How $u | a,b,c,d$ and thus $u=1$?

Question

If $a=a_1t, b=b_1t, c=c_1t, d=d_1t$ and -

$a_1+b_1i=\frac{u}{v}m\bar p$,

$a_1-b_1i=\frac{u}{v}p\bar m$,

$c_1=\frac{u}{v}p\bar p, d_1=\frac{u}{v}m\bar m $

then how can we imply that $u | a,b,c,d$ and thus $u=1$?

Here, $ \bar a $ is complex conjugate of $a$, $|a|$ is the modulus/absolute value of complex number of $a$, $\mathbb{Z}[i]$ is an Integral Domain and commutative ring.

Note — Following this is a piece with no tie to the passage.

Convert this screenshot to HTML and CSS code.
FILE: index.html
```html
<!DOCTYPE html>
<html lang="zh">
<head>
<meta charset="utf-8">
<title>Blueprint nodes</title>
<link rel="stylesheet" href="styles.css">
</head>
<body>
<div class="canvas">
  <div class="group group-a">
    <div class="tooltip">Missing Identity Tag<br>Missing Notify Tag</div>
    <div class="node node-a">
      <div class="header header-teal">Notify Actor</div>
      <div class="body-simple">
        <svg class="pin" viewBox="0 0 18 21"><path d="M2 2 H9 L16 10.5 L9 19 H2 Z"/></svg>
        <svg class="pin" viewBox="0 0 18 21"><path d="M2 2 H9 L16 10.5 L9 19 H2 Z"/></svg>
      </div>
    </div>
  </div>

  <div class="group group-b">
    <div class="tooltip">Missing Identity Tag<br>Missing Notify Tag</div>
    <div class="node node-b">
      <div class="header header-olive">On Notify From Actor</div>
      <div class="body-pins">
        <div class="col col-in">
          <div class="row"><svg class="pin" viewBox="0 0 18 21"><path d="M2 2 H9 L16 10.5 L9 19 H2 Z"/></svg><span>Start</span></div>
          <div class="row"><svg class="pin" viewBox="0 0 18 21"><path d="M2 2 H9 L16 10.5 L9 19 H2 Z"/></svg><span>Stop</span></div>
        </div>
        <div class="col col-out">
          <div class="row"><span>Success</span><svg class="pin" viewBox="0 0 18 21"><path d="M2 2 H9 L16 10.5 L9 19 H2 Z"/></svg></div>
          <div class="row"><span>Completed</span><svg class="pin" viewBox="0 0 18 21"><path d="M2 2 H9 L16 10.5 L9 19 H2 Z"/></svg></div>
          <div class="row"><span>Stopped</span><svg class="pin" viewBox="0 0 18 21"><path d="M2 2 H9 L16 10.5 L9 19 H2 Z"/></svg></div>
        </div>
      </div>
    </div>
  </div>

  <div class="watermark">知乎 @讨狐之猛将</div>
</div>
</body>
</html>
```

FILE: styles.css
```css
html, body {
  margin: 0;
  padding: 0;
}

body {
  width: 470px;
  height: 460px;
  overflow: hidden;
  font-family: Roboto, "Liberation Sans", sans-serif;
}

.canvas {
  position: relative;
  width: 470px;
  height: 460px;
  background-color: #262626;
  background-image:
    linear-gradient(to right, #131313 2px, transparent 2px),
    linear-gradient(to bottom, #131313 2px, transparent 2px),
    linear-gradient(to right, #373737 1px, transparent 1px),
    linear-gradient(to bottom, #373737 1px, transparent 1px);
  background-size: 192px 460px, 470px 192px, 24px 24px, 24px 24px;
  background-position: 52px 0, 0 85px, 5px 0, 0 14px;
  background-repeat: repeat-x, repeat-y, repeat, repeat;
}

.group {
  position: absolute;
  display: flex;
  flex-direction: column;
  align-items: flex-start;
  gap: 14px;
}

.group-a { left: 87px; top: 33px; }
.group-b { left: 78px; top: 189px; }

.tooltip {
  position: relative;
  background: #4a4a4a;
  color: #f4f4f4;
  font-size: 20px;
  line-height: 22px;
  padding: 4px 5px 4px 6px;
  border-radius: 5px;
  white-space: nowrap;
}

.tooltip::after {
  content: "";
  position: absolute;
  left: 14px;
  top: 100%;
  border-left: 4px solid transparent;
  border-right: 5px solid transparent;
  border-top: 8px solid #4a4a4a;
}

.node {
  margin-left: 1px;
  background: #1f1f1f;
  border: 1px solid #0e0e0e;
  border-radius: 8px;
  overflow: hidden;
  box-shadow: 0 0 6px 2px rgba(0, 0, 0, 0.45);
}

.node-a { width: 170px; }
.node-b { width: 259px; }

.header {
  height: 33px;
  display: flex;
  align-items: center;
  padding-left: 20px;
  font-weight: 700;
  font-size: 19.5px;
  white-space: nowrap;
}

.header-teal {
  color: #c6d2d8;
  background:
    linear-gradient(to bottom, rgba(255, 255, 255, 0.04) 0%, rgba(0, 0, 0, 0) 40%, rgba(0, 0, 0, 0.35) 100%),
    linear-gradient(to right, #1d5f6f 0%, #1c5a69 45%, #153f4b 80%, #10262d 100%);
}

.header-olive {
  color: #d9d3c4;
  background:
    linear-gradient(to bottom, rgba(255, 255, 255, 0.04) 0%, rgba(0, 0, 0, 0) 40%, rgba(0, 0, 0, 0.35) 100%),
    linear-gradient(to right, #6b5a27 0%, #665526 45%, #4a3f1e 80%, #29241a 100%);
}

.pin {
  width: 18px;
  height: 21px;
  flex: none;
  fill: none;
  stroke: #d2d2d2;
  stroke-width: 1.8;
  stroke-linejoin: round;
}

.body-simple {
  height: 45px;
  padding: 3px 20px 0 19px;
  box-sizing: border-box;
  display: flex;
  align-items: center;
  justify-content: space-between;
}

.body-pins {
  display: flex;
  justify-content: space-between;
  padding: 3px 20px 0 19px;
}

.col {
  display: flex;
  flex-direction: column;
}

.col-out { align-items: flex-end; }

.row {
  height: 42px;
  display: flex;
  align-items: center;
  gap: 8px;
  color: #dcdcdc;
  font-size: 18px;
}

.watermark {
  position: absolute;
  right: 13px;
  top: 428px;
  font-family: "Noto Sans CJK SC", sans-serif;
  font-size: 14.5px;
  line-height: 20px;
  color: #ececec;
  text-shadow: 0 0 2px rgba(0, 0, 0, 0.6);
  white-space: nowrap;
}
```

possibility of misprint: It might be that $u|a_1,b_1,c_1,d_1$ instead of $u | a,b,c,d$, similarly for $v$. In that case my question remain same.

Source of the problem:

Reference:

1. Page 160 of An Introduction to Diophantine Equations by Titu Andreescu, Dorin Andrica, Ion Cucurezeanu

Answer 1

If we add $(a_1+b_1i)$ and $(a_1-b_1i)$,

we get $2a_1=\frac{u}{v}(m\bar p +p\bar m).$

Let, $m=(e_1+f_1i), p=(e_2+f_2i)$, then-

$2a_1=\frac{u}{v}(m\bar p +p\bar m) \implies 2a_1=\frac{u}{v}\{(e_1+f_1i)(e_2-f_2i)+(e_2+f_2i)(e_1-f_1i)\}$

$ \implies 2a_1=\frac{u}{v} \times 2 \times (e_1e_2+f_1f_2 )$

$ \implies a_1=\frac{u}{v} (e_1e_2+f_1f_2 )$

Thus, $u|a_1$, so, we can write $a_1=ua_2.$

From, $a_1+b_1i=\frac{u}{v}m \bar p \implies b_1i=\frac{u}{v}m \bar p-a_1 $

$\implies b_1i=\frac{u}{v}m \bar p-ua_2 \implies b_1i=u(\frac{m \bar p}{v}-a_2)$

Thus, $u|b_1$.

Again, by inspection, from $c_1= \frac{u}{v} p \bar p, c_1= \frac{u}{v} m \bar m $, it is clear, $u | c_1,d_1.$

So, $u | a_1,b_1,c_1,d_1.$

But note, $t$ is chosen in a way such that $\text{gcd}(a,b,c,d)=t$ implies $\text{gcd}(a_1,b_1,c_1,d_1)=1$.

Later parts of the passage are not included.